La Commission européenne a annoncé qu'elle présenterait d'ici 2026 un « acte » européen sur l'économie circulaire qui vise à renforcer l'économie circulaire en Europe grâce à une série de mesures structurantes, avec un accent sur l'optimisation de la gestion des déchets, l'amélioration du recyclage des équipements électroniques et la création d'un cadre incitatif pour soutenir les entreprises et les acteurs publics dans cette transformation.

L'objectif principal de la Commission européenne est de réduire la dépendance aux ressources vierges, d'améliorer la gestion des déchets et d'optimiser l'utilisation des matières premières dans un cadre plus durable, en multipliant par deux d'ici 2030 le taux de circularité23(*).

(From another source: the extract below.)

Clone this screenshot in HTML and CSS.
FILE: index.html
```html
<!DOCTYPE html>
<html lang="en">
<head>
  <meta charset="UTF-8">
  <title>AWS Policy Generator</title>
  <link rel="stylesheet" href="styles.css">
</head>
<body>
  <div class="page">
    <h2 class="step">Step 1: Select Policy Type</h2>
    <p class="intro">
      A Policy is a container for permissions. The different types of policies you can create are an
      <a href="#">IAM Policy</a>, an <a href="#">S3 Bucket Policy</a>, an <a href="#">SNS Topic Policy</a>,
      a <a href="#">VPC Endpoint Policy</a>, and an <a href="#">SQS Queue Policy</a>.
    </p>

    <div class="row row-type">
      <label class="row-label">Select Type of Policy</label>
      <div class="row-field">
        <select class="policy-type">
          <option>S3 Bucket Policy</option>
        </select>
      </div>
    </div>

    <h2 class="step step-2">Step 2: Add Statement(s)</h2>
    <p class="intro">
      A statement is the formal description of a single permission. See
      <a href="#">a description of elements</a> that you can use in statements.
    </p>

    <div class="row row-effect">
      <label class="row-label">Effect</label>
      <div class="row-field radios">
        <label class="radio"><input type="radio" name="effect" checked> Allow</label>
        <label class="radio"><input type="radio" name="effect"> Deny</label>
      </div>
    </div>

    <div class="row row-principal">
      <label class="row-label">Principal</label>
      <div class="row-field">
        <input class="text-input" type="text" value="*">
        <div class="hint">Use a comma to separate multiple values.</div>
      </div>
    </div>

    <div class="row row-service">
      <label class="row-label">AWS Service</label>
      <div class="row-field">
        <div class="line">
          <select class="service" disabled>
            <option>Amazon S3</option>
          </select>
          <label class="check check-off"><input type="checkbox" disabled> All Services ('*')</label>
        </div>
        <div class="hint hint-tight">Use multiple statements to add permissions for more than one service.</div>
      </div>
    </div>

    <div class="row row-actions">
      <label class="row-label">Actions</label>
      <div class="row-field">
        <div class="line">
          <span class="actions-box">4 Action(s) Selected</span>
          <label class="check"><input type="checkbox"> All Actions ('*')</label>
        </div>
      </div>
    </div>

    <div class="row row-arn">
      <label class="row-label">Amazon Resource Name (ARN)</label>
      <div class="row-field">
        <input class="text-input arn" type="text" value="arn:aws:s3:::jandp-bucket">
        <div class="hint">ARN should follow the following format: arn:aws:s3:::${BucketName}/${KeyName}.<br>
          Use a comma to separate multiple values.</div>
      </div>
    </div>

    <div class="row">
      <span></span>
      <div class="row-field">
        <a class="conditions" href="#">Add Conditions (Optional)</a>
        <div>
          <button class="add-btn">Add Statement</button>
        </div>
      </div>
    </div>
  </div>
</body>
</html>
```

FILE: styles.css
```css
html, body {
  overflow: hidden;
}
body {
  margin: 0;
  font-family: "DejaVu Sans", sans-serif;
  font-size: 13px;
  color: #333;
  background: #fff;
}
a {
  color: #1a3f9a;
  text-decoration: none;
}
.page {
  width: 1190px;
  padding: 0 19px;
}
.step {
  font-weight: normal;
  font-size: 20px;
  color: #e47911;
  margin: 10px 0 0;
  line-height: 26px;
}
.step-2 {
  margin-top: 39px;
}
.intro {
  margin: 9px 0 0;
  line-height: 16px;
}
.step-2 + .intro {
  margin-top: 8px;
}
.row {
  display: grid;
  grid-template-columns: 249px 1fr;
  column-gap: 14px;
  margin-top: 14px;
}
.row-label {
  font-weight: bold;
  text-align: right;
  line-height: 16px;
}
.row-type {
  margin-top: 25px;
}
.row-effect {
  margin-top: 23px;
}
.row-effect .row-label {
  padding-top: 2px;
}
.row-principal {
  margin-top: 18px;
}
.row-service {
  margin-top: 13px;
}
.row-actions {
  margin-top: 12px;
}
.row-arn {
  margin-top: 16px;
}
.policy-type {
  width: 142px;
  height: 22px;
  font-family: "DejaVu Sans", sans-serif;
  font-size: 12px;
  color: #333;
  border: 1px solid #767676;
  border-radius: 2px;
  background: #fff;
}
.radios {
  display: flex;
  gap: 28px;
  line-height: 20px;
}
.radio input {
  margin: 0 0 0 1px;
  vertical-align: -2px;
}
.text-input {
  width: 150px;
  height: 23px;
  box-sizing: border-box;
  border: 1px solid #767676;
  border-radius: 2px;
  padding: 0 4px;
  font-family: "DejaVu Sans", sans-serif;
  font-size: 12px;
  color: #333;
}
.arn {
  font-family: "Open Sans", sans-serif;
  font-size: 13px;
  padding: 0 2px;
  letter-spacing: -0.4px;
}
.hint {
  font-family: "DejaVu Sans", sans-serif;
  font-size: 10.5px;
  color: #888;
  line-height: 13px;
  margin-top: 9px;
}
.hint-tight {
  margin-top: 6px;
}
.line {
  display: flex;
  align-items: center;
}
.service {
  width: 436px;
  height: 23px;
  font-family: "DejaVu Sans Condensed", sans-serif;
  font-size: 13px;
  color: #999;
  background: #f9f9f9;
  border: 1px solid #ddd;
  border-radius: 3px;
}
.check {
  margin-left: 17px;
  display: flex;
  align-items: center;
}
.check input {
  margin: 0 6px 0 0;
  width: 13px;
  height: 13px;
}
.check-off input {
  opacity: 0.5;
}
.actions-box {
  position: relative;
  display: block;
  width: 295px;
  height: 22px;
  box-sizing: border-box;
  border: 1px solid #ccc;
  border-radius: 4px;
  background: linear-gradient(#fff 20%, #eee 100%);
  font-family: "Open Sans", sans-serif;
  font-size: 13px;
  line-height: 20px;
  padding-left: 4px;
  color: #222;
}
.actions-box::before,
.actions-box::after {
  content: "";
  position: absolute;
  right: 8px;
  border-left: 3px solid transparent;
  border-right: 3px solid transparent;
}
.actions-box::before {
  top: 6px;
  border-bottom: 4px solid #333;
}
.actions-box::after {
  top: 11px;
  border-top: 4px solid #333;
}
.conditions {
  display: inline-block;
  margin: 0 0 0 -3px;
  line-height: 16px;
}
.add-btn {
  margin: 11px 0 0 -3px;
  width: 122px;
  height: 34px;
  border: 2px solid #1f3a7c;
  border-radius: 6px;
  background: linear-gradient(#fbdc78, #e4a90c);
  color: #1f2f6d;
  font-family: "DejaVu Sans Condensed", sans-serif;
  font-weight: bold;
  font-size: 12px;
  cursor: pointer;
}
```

Cette spécificité s'explique, selon la Commission européenne et selon la Représentation permanente de la France auprès de l'UE (RPFUE), par une prise de conscience de l'importance de la rétention de matière sur le continent européen. Le cabinet de la commissaire européenne Jessika Roswell, chargée de l'environnement, de la résilience en matière d'eau et d'une économie circulaire compétitive, évoque ainsi une menace, depuis la crise de l'énergie consécutive à la guerre en Ukraine, d'une « crise de la matière », qui serait également liée à une dépendance européenne aux importations.

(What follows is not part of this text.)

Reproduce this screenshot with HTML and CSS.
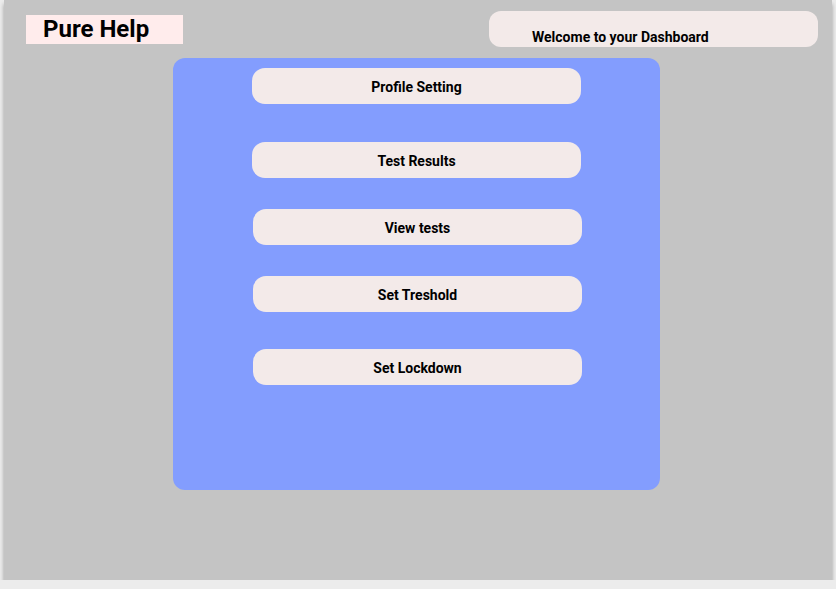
FILE: index.html
```html
<!DOCTYPE html>
<html>
<head>
<meta charset="utf-8">
<link rel="stylesheet" href="styles.css">
</head>
<body>
<div class="frame">
  <header class="header">
    <div class="logo">Pure Help</div>
    <div class="welcome">Welcome to your Dashboard</div>
  </header>
  <main class="panel">
    <div class="btn b1">Profile Setting</div>
    <div class="btn b2">Test Results</div>
    <div class="btn b3">View tests</div>
    <div class="btn b4">Set Treshold</div>
    <div class="btn b5">Set Lockdown</div>
  </main>
</div>
</body>
</html>
```
FILE: styles.css
```css
html, body {
  margin: 0;
  padding: 0;
  background: #ececec;
  font-family: Roboto, "Liberation Sans", sans-serif;
  color: #000;
}
.frame {
  margin-left: 4px;
  width: 828px;
  height: 580px;
  background: #c4c4c4;
  box-shadow: 0 4px 4px rgba(0, 0, 0, 0.35);
}
.header {
  display: flex;
  align-items: flex-start;
}
.logo {
  margin: 15px 0 0 22px;
  width: 157px;
  height: 29px;
  box-sizing: border-box;
  padding-left: 17px;
  background: #ffecec;
  font-size: 24px;
  font-weight: 700;
  line-height: 29px;
}
.welcome {
  margin: 11px 0 0 306px;
  width: 329px;
  height: 36px;
  box-sizing: border-box;
  padding: 18px 0 0 43px;
  background: #f3eae9;
  border-radius: 12px;
  font-size: 14px;
  font-weight: 700;
  line-height: 16px;
}
.panel {
  margin: 11px 0 0 169px;
  width: 487px;
  height: 432px;
  box-sizing: border-box;
  padding-top: 10px;
  background: #839dfe;
  border-radius: 12px;
  display: flex;
  flex-direction: column;
}
.btn {
  width: 329px;
  height: 36px;
  box-sizing: border-box;
  padding-top: 2px;
  margin-left: 79px;
  background: #f3eae9;
  border-radius: 13px;
  font-size: 14px;
  font-weight: 700;
  line-height: 34px;
  text-align: center;
}
.b2 { margin-top: 38px; }
.b3 { margin-top: 31px; margin-left: 80px; }
.b4 { margin-top: 31px; margin-left: 80px; }
.b5 { margin-top: 37px; margin-left: 80px; }
```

En France, l'économie circulaire est un levier pour assurer l'autonomie stratégique nationale en réduisant la dépendance aux importations de ressources critiques. Elle apparaît, à ce stade, insuffisamment prise en considération.

Au contraire, certaines politiques mises en oeuvre dans le cadre de l'économie circulaire en France ont paradoxalement augmenté la dépendance aux importations plutôt qu'à la réduire dans certains secteurs. Au cours de son audition, l'Alliance du commerce a ainsi déploré une insuffisante prise en compte de la dépendance aux importations dans les obligations d'incorporation de plastique recyclé propres à la filière REP Textiles qui a conduit, dans un premier temps, à importer de la matière recyclée plutôt qu'à la recycler en France. De même, durant son audition, la Fédération nationale du bois (FNB) a déploré l'export de déchets de bois-construction engendré par la création en 2023 de la filière REP PMCB, en raison de l'insuffisance en France des capacités de recyclage.

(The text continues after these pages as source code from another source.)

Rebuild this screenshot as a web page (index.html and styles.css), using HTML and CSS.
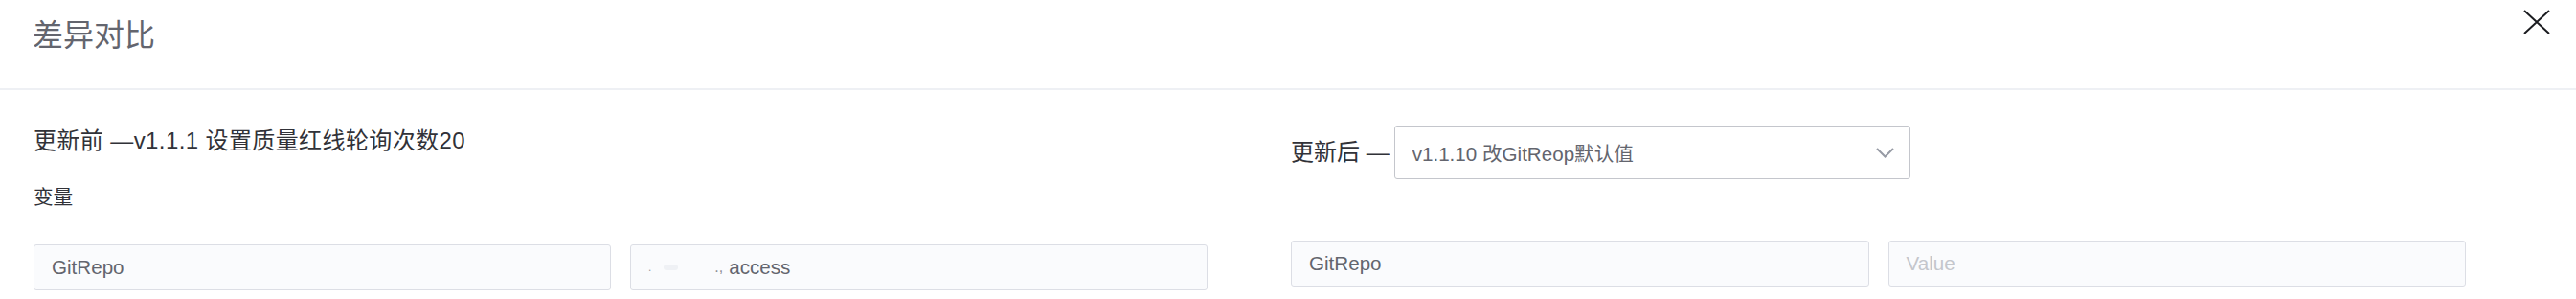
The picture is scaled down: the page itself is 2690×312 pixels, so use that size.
FILE: index.html
```html
<!DOCTYPE html>
<html lang="zh-CN">
<head>
<meta charset="utf-8">
<title>差异对比</title>
<link rel="stylesheet" href="styles.css">
</head>
<body>
<div class="dialog">
  <header class="header">
    <h1 class="title">差异对比</h1>
    <button class="close" aria-label="关闭">
      <svg width="28" height="26" viewBox="0 0 28 26"><path d="M1 1 L27 25 M27 1 L1 25" stroke="#1b1c20" stroke-width="2" fill="none"/></svg>
    </button>
  </header>
  <main class="content">
    <section class="col col-left">
      <div class="heading heading-wide">更新前 —v1.1.1 设置质量红线轮询次数20</div>
      <div class="label">变量</div>
      <div class="inputs">
        <div class="input">GitRepo</div>
        <div class="input"><span class="faint-dot">.</span><span class="blob"></span><span class="mark">.,</span><span class="after">access</span></div>
      </div>
    </section>
    <section class="col col-right">
      <div class="select-row">
        <span class="heading">更新后 —</span>
        <div class="select">
          <span class="select-text">v1.1.10 改GitReop默认值</span>
          <svg class="chevron" width="19" height="11" viewBox="0 0 19 11"><path d="M1 1 L9.5 9.5 L18 1" stroke="#979ba5" stroke-width="2" fill="none"/></svg>
        </div>
      </div>
      <div class="inputs inputs-right">
        <div class="input">GitRepo</div>
        <div class="input placeholder">Value</div>
      </div>
    </section>
  </main>
</div>
</body>
</html>
```
FILE: styles.css
```css
* { box-sizing: border-box; }
html, body { margin: 0; padding: 0; background: #ffffff; }
body {
  font-family: "Liberation Sans", "Noto Sans CJK SC", sans-serif;
  width: 2690px;
  height: 312px;
  overflow: hidden;
}
.header {
  height: 94px;
  display: flex;
  justify-content: space-between;
  align-items: flex-start;
  padding: 10px 27px 0 34px;
  border-bottom: 2px solid #eef0f4;
}
.title {
  margin: 4px 0 0;
  font-size: 32px;
  line-height: 40px;
  font-weight: 400;
  color: #63656e;
  font-family: "Noto Sans CJK SC", sans-serif;
}
.close {
  border: 0;
  padding: 0;
  background: transparent;
  width: 28px;
  height: 26px;
  display: block;
}
.close svg { display: block; }
.content {
  display: grid;
  grid-template-columns: 1313px 1fr;
  padding: 37px 0 0 35px;
  align-items: start;
}
.heading {
  font-size: 24px;
  line-height: 32px;
  color: #313238;
  font-family: "Liberation Sans", "Noto Sans CJK SC", sans-serif;
}
.heading-wide { letter-spacing: 0.4px; }
.label {
  margin-top: 27px;
  font-size: 20.6px;
  line-height: 28px;
  color: #313238;
  font-family: "Noto Sans CJK SC", sans-serif;
}
.inputs {
  display: flex;
  gap: 20px;
  width: 1226px;
  margin-top: 37px;
}
.inputs-right {
  width: 1227px;
  margin-top: 64px;
}
.input {
  flex: 1;
  height: 48px;
  border: 1.5px solid #dcdee5;
  border-radius: 3px;
  background: #fafbfd;
  padding: 0 18px;
  display: flex;
  align-items: center;
  font-size: 20.6px;
  color: #63656e;
}
.placeholder { color: #c4c6cc; }
.faint-dot { color: #9a9ca3; font-size: 12px; }
.blob {
  display: inline-block;
  width: 15px;
  height: 6px;
  background: #eff1f5;
  border-radius: 3px;
  margin-left: 13px;
}
.mark { margin-left: 38px; color: #8d8f96; font-size: 16px; margin-right: 6px; }
.select-row {
  display: flex;
  align-items: center;
}
.select {
  margin-left: 5px;
  width: 539px;
  height: 56px;
  border: 1.5px solid #c4c6cc;
  border-radius: 3px;
  background: #ffffff;
  display: flex;
  align-items: center;
  justify-content: space-between;
  padding: 0 16px 0 18px;
}
.select-text {
  font-size: 20.6px;
  color: #63656e;
}
.chevron { display: block; }
```
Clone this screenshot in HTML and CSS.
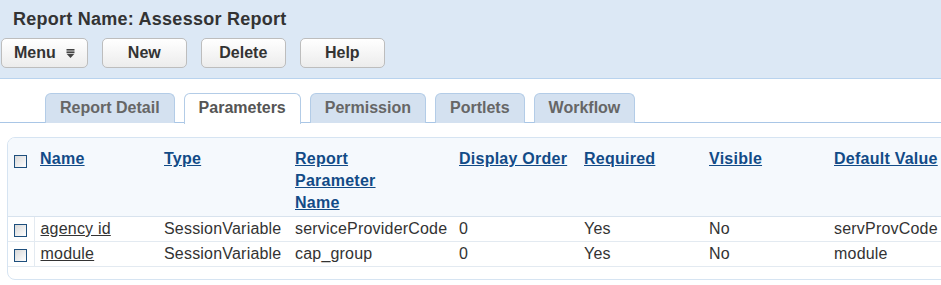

Les politiques d'économie circulaire permettent pourtant de mobiliser un gisement de ressources matières considérables. Les déchets générés annuellement en France représentent potentiellement plus de 40 % des besoins annuels de matière pour la consommation24(*), et constituent donc une opportunité de réduction de la dépendance aux importations. Selon le Medef, il convient ainsi « de s'interroger sur la manière dont l'État prend en compte les enjeux relatifs aux ressources qui sont des enjeux de souveraineté majeurs. Or, ce sujet pourtant central est quasiment absent du fonctionnement du système REP. »

Ces mêmes politiques, en plus de réduire la dépendance aux importations, constituent aussi un potentiel frein aux délocalisations. Comme le souligne par exemple le Réseau Vrac et Réemploi au cours de son audition, la mise en oeuvre du réemploi d'emballages consignés rend difficile la délocalisation de la production : pour que ce mode d'emballage soit économiquement soutenable, les lieux de production et de distribution ne doivent pas être éloignés de plus de 200 kilomètres.

Les rapporteurs appellent à une prise de conscience collective au niveau national de notre vulnérabilité en termes d'approvisionnement en matières premières, et à assurer la prise en compte de l'impératif d'autonomie stratégique dans l'ensemble des politiques d'économie circulaire, en favorisant une vision interministérielle de ces politiques.


* 20  Règlement (UE) 2025/40 du Parlement européen et du Conseil du 19 décembre 2024 relatif aux emballages et aux déchets d'emballages, modifiant le règlement (UE) 2019/1020 et la directive (UE) 2019/904, et abrogeant la directive 94/62/CE.

* 21  Règlement (UE) 2024/1781 du Parlement européen et du Conseil du 13 juin 2024 établissant un cadre pour la fixation d'exigences en matière d'écoconception pour des produits durables, modifiant la directive (UE) 2020/1828 et le règlement (UE) 2023/1542 et abrogeant la directive 2009/125/CE.

* 22  Règlement (UE) 2023/1542 du Parlement européen et du Conseil du 12 juillet 2023 relatif aux batteries et aux déchets de batteries, modifiant la directive 2008/98/CE et le règlement (UE) 2019/1020, et abrogeant la directive 2006/66/CE.

* 23  Le taux de circularité mesure la part des matières premières secondaires (recyclées ou réutilisées) dans l'ensemble des matières utilisées dans une économie, reflétant ainsi son niveau de circularité.

* 24  Source : réponse du Medef au questionnaire des rapporteurs.